Sixty years ago, around 349,308 people tied the knot in England and Wales, significantly higher than the 241,100 Brits getting hitched in 2010. And for 81 per cent of newlyweds in 1952 it was their first marriage, compared with just 66 per cent of the most recent figure. But divorce has more then trebled in the same period, with 119,589 dissolutions noted in 2010 compared with 33,922 in 1952, the statistics reveal.
In total, the UK population is now around a fifth bigger than it was when the Queen first came to the throne, rising from 50 million to 62.3 million. And with at least 20 million of these Brits expected to celebrate this weekend, surely the economy will benefit?
Not necessarily, according to some economists. The long holiday weekend could affect output.
“It is likely that there will be a significant hit to GDP in the second quarter,” Howard Archer, chief UK and European economist at IHS Global Insight, said. “The major cost to the economy is that there is an extra day’s public holiday.”
ONS data indicated that the additional public holiday for last year’s Royal Wedding was among the one-offs that could have hit quarterly growth by up to 0.5 per cent.
But last year, there were also a number of other special factors that held back growth, including disruptions resulting from the Japanese tsunami, sharply reduced oil and gas extraction owing to maintenance work in the North Sea, and the paying out of money for Olympic tickets.

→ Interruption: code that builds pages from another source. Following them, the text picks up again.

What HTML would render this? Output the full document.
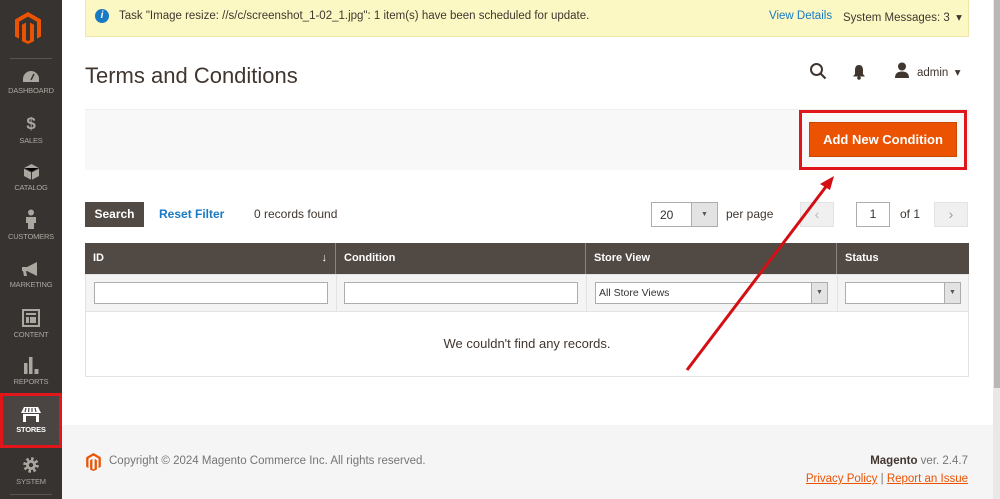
<!DOCTYPE html>
<html><head><meta charset="utf-8"><style>
*{margin:0;padding:0;box-sizing:border-box}
body{width:1000px;height:499px;overflow:hidden;background:#fff;font-family:"Liberation Sans",sans-serif;position:relative;color:#333}
.a{position:absolute}
#side{left:0;top:0;width:62px;height:499px;background:#373330}
.nav{position:absolute;left:0;width:62px;text-align:center;color:#aaa6a0;font-size:7.5px;letter-spacing:-0.2px}
.nav svg{display:block;margin:0 auto 3px}
.hd{top:243px;height:31px;background:#514943;color:#fff;font-size:11px;font-weight:bold;line-height:31px;padding-left:8px;border-right:1px solid #8a837f}
.inp{background:#fff;border:1px solid #adadad;height:22px}
.dd{position:absolute;right:0;top:0;width:16px;height:20px;background:#e3e3e3;border-left:1px solid #adadad;font-size:7px;text-align:center;line-height:20px;color:#555}
</style></head><body>
<div id="side" class="a">
 <svg class="a" style="left:15px;top:12px" width="26" height="32" viewBox="0 0 26 32"><path d="M13 0L0 7.5V24.5l4 2.3V9.8L13 4.6l9 5.2v17l4-2.3V7.5zM11 10.5l-4 2.3v16.5L13 32l6-2.7V12.8l-4-2.3v17.5l-2 1.1-2-1.1z" fill="#eb5202"/></svg>
 <div class="a" style="left:10px;top:58px;width:42px;height:1px;background:#5a5450"></div>
 <div class="nav" style="top:70px"><svg width="18" height="13" viewBox="0 0 18 13"><path d="M9 1A8 8 0 0 0 1 9v3h16V9A8 8 0 0 0 9 1z" fill="#aaa6a0"/><path d="M9 10L12 4" stroke="#373330" stroke-width="1.5"/></svg>DASHBOARD</div>
 <div class="nav" style="top:115px"><div style="font-size:17px;font-weight:bold;line-height:17px;margin-bottom:4px">$</div>SALES</div>
 <div class="nav" style="top:164px"><svg width="15" height="16" viewBox="0 0 15 16"><path d="M7.5 0L15 4v8l-7.5 4L0 12V4z" fill="#aaa6a0"/><path d="M0 4l7.5 4 7.5-4M7.5 8v8" stroke="#373330" stroke-width="1"/></svg>CATALOG</div>
 <div class="nav" style="top:209px"><svg width="12" height="20" viewBox="0 0 12 20"><circle cx="6" cy="3.5" r="3" fill="#aaa6a0"/><path d="M1 8h10v6H9v6H3v-6H1z" fill="#aaa6a0"/></svg>CUSTOMERS</div>
 <div class="nav" style="top:262px"><svg width="20" height="15" viewBox="0 0 20 15"><path d="M1 5h5l10-5v14L6 9H5l1 5H3L2 9H1z" fill="#aaa6a0"/></svg>MARKETING</div>
 <div class="nav" style="top:309px"><svg width="18" height="18" viewBox="0 0 18 18"><rect x="1" y="1" width="16" height="16" fill="none" stroke="#aaa6a0" stroke-width="2"/><rect x="4" y="4" width="10" height="2" fill="#aaa6a0"/><rect x="4" y="8" width="3" height="6" fill="#aaa6a0"/><rect x="8" y="8" width="6" height="6" fill="#aaa6a0"/></svg>CONTENT</div>
 <div class="nav" style="top:356px"><svg width="18" height="18" viewBox="0 0 18 18"><rect x="2" y="7" width="3.5" height="11" fill="#aaa6a0"/><rect x="7" y="1" width="3.5" height="17" fill="#aaa6a0"/><rect x="12.5" y="13" width="4" height="5" fill="#aaa6a0"/></svg>REPORTS</div>
 <div class="a" style="left:0;top:393px;width:62px;height:55px;background:#4a4542;border:3px solid #e0161b"></div>
 <div class="nav" style="top:407px;color:#fff;font-weight:bold"><svg width="20" height="15" viewBox="0 0 20 15"><path d="M3 0h14l3 6H0z" fill="#fff"/><path d="M5 1L4 5M8 1L7.5 5M11 1v4M14 1l1 4" stroke="#4a4542" stroke-width="1.2"/><path d="M2 7h16v8H2z" fill="#fff"/><rect x="5" y="9" width="10" height="6" fill="#4a4542"/></svg>STORES</div>
 <div class="nav" style="top:456px"><svg width="18" height="18" viewBox="0 0 18 18"><circle cx="9" cy="9" r="6" fill="none" stroke="#aaa6a0" stroke-width="3.5" stroke-dasharray="2.4 2.3"/><circle cx="9" cy="9" r="5" fill="#aaa6a0"/><circle cx="9" cy="9" r="2.2" fill="#373330"/></svg>SYSTEM</div>
 <div class="a" style="left:10px;top:494px;width:42px;height:1px;background:#5a5450"></div>
</div>

<div class="a" style="left:85px;top:0;width:884px;height:37px;background:#fcf8c4;border:1px solid #eee8a8;border-top:none"></div>
<div class="a" style="left:95px;top:9px;width:14px;height:14px;border-radius:50%;background:#1979c3;color:#fff;font-size:10px;font-weight:bold;text-align:center;line-height:14px;font-style:italic">i</div>
<div class="a" style="left:119px;top:10px;font-size:11.5px;color:#41362f">Task "Image resize: //s/c/screenshot_1-02_1.jpg": 1 item(s) have been scheduled for update.</div>
<div class="a" style="left:769px;top:10px;font-size:11.5px;color:#1979c3">View Details</div>
<div class="a" style="left:843px;top:10px;font-size:11.5px;color:#41362f">System Messages: 3 &nbsp;▾</div>

<div class="a" style="left:85px;top:63px;font-size:22px;color:#41362f">Terms and Conditions</div>
<svg class="a" style="left:809px;top:62px" width="18" height="18" viewBox="0 0 18 18"><circle cx="7.5" cy="7.5" r="5.5" fill="none" stroke="#41362f" stroke-width="2"/><path d="M11.5 11.5L16.5 16.5" stroke="#41362f" stroke-width="2.2"/></svg>
<svg class="a" style="left:852px;top:64px" width="14" height="16" viewBox="0 0 14 16"><path d="M7 1C4 1 3 3.5 3 6v4L1 12.5h12L11 10V6c0-2.5-1-5-4-5z" fill="#41362f"/><circle cx="7" cy="14" r="1.8" fill="#41362f"/></svg>
<svg class="a" style="left:894px;top:62px" width="16" height="16" viewBox="0 0 16 16"><circle cx="8" cy="4.5" r="4" fill="#41362f"/><path d="M1 16c0-5 3-6.5 7-6.5s7 1.5 7 6.5z" fill="#41362f"/></svg>
<div class="a" style="left:917px;top:65px;font-size:11.5px;color:#41362f">admin &nbsp;▾</div>

<div class="a" style="left:85px;top:109px;width:884px;height:61px;background:#f8f8f8;border-top:1px solid #eee"></div>
<div class="a" style="left:799px;top:110px;width:168px;height:60px;border:3px solid #e0161b"></div>
<div class="a" style="left:809px;top:122px;width:148px;height:35px;background:#eb5202;border:1px solid #c94800;color:#fff;font-size:13px;font-weight:bold;text-align:center;line-height:33px">Add New Condition</div>

<div class="a" style="left:85px;top:202px;width:59px;height:25px;background:#514943;color:#fff;font-size:12px;font-weight:bold;text-align:center;line-height:25px">Search</div>
<div class="a" style="left:159px;top:207px;font-size:12px;font-weight:bold;color:#1979c3">Reset Filter</div>
<div class="a" style="left:254px;top:207px;font-size:12px;color:#41362f">0 records found</div>

<div class="a inp" style="left:651px;top:202px;width:67px;height:25px"><span style="position:absolute;left:8px;top:5px;font-size:12px">20</span><div class="dd" style="width:26px;height:23px;line-height:23px">▼</div></div>
<div class="a" style="left:726px;top:207px;font-size:12px;color:#41362f">per page</div>
<div class="a" style="left:800px;top:202px;width:34px;height:25px;background:#f0f0f0;border:1px solid #e3e3e3;color:#bbb;text-align:center;line-height:23px;font-size:14px">‹</div>
<div class="a inp" style="left:856px;top:202px;width:34px;height:25px;text-align:center;line-height:23px;font-size:12px">1</div>
<div class="a" style="left:900px;top:207px;font-size:12px;color:#41362f">of 1</div>
<div class="a" style="left:934px;top:202px;width:34px;height:25px;background:#f0f0f0;border:1px solid #e3e3e3;color:#999;text-align:center;line-height:23px;font-size:14px">›</div>

<div class="a hd" style="left:85px;width:251px">ID<span style="position:absolute;right:8px;font-weight:normal">↓</span></div>
<div class="a hd" style="left:336px;width:250px">Condition</div>
<div class="a hd" style="left:586px;width:251px">Store View</div>
<div class="a hd" style="left:837px;width:132px;border-right:none">Status</div>
<div class="a" style="left:85px;top:274px;width:884px;height:38px;background:#f4f4f4;border:1px solid #e3e3e3"></div>
<div class="a" style="left:336px;top:274px;width:1px;height:38px;background:#e3e3e3"></div>
<div class="a" style="left:586px;top:274px;width:1px;height:38px;background:#e3e3e3"></div>
<div class="a" style="left:837px;top:274px;width:1px;height:38px;background:#e3e3e3"></div>
<div class="a inp" style="left:94px;top:282px;width:234px"></div>
<div class="a inp" style="left:344px;top:282px;width:234px"></div>
<div class="a inp" style="left:595px;top:282px;width:233px"><span style="position:absolute;left:3px;top:4px;font-size:10.5px;color:#333">All Store Views</span><div class="dd">▼</div></div>
<div class="a inp" style="left:845px;top:282px;width:116px"><div class="dd">▼</div></div>
<div class="a" style="left:85px;top:311px;width:884px;height:66px;border:1px solid #e3e3e3;border-top:none;text-align:center;line-height:66px;font-size:13px;color:#41362f">We couldn't find any records.</div>

<div class="a" style="left:62px;top:425px;width:931px;height:74px;background:#f5f5f5"></div>
<svg class="a" style="left:86px;top:453px" width="15" height="18" viewBox="0 0 26 32"><path d="M13 0L0 7.5V24.5l4 2.3V9.8L13 4.6l9 5.2v17l4-2.3V7.5zM11 10.5l-4 2.3v16.5L13 32l6-2.7V12.8l-4-2.3v17.5l-2 1.1-2-1.1z" fill="#eb5202"/></svg>
<div class="a" style="left:109px;top:455px;font-size:11.5px;color:#757575">Copyright © 2024 Magento Commerce Inc. All rights reserved.</div>
<div class="a" style="right:32px;top:455px;font-size:11.5px;color:#757575"><b style="color:#41362f">Magento</b> ver. 2.4.7</div>
<div class="a" style="right:32px;top:473px;font-size:11.5px;color:#757575"><u style="color:#eb5202">Privacy Policy</u> | <u style="color:#eb5202">Report an Issue</u></div>

<div class="a" style="left:993px;top:0;width:7px;height:499px;background:#e8e8e8"></div>
<div class="a" style="left:994px;top:0;width:6px;height:388px;background:#b8b8b8"></div>

<svg class="a" style="left:0;top:0" width="1000" height="499"><path d="M687 370L828 184" stroke="#d40f14" stroke-width="3"/><path d="M834 176L820 184L830 190z" fill="#d40f14"/></svg>
</body></html>
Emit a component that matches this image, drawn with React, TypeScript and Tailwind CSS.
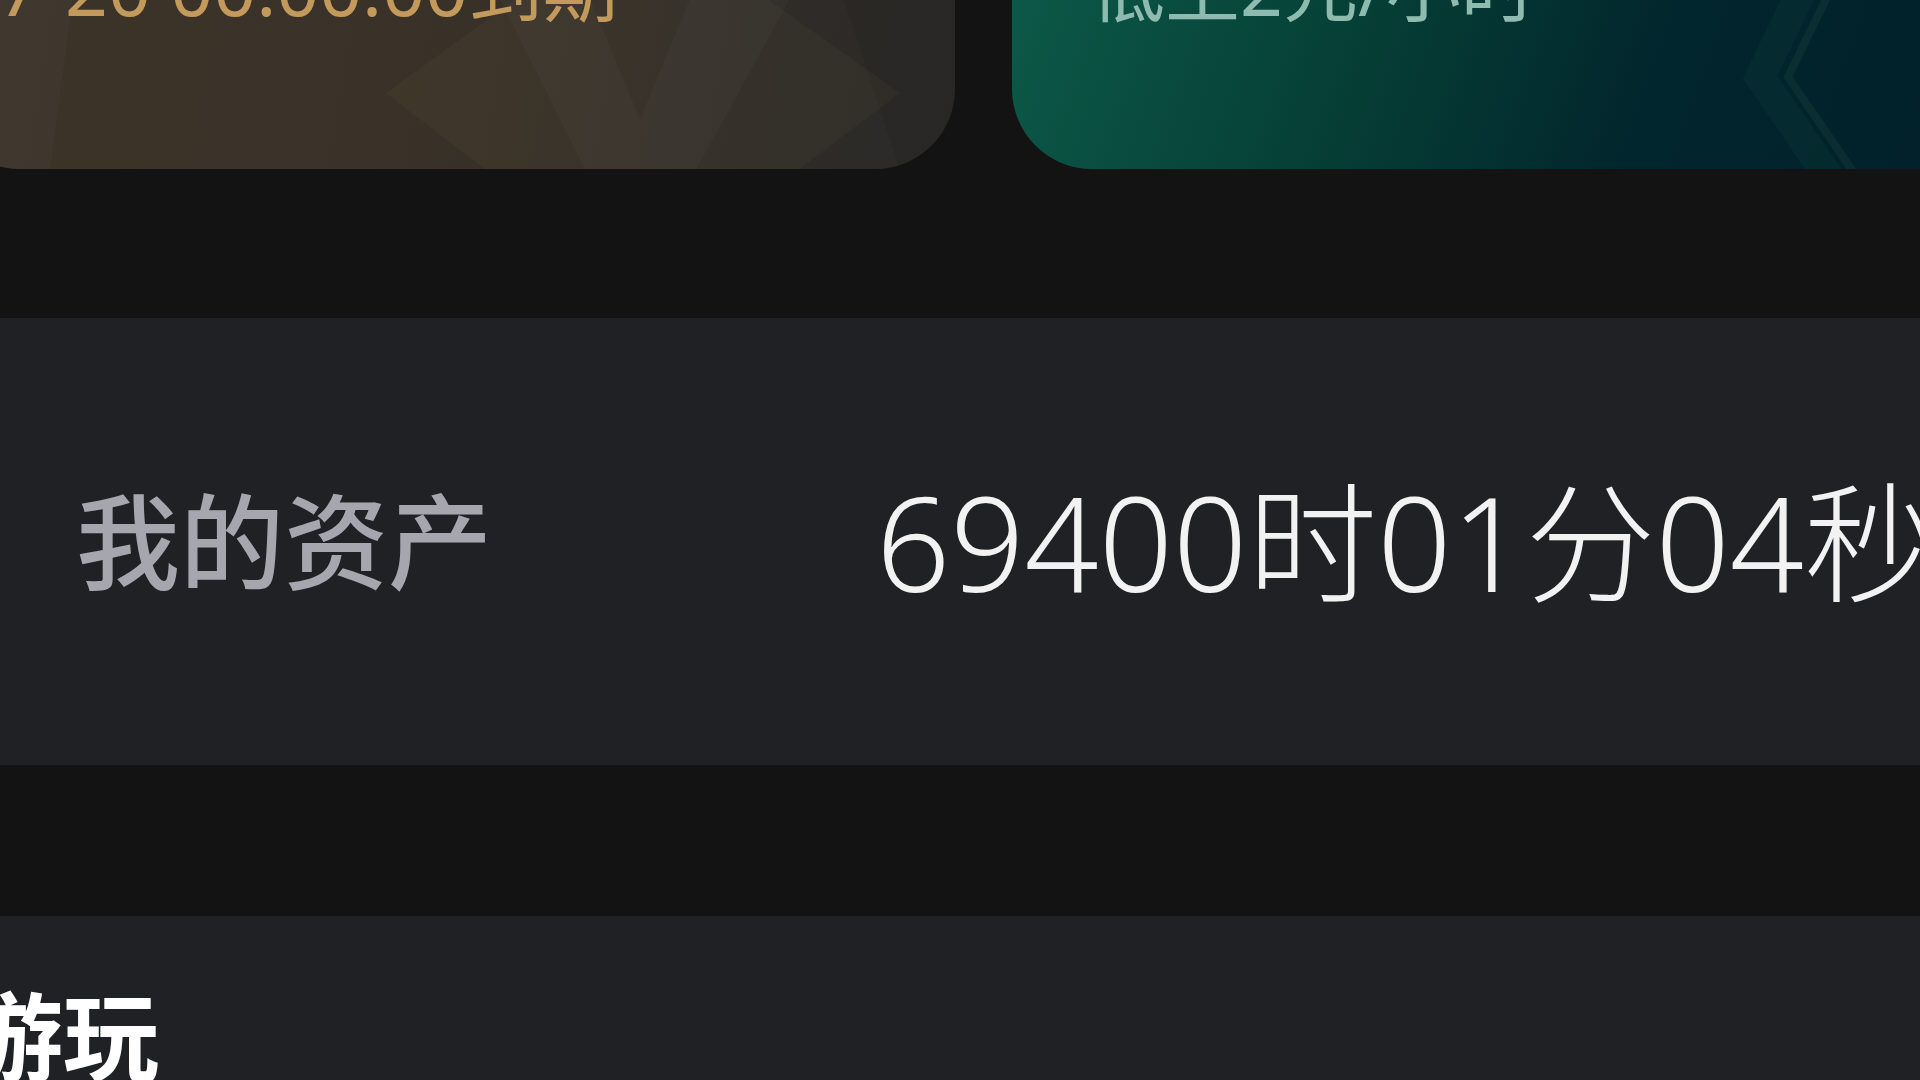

Dr Archer said: “There will be some beneficial factors to the economy – notably sales of Jubilee-related souvenirs, and also sales of food and drink for street parties.
“Tourists may also be attracted by the pageantry and events. Having said that, some extra people may leave the UK to get away from it all!”
He added: “Over the year as a whole, the overall negative impact to the economy from the Diamond Jubilee should be pretty modest.”
Retailers are reportedly expecting a boost of up to £500 million this weekend, so with a flag in one hand and a glass of bubbly in the other, let’s keep our fingers crossed.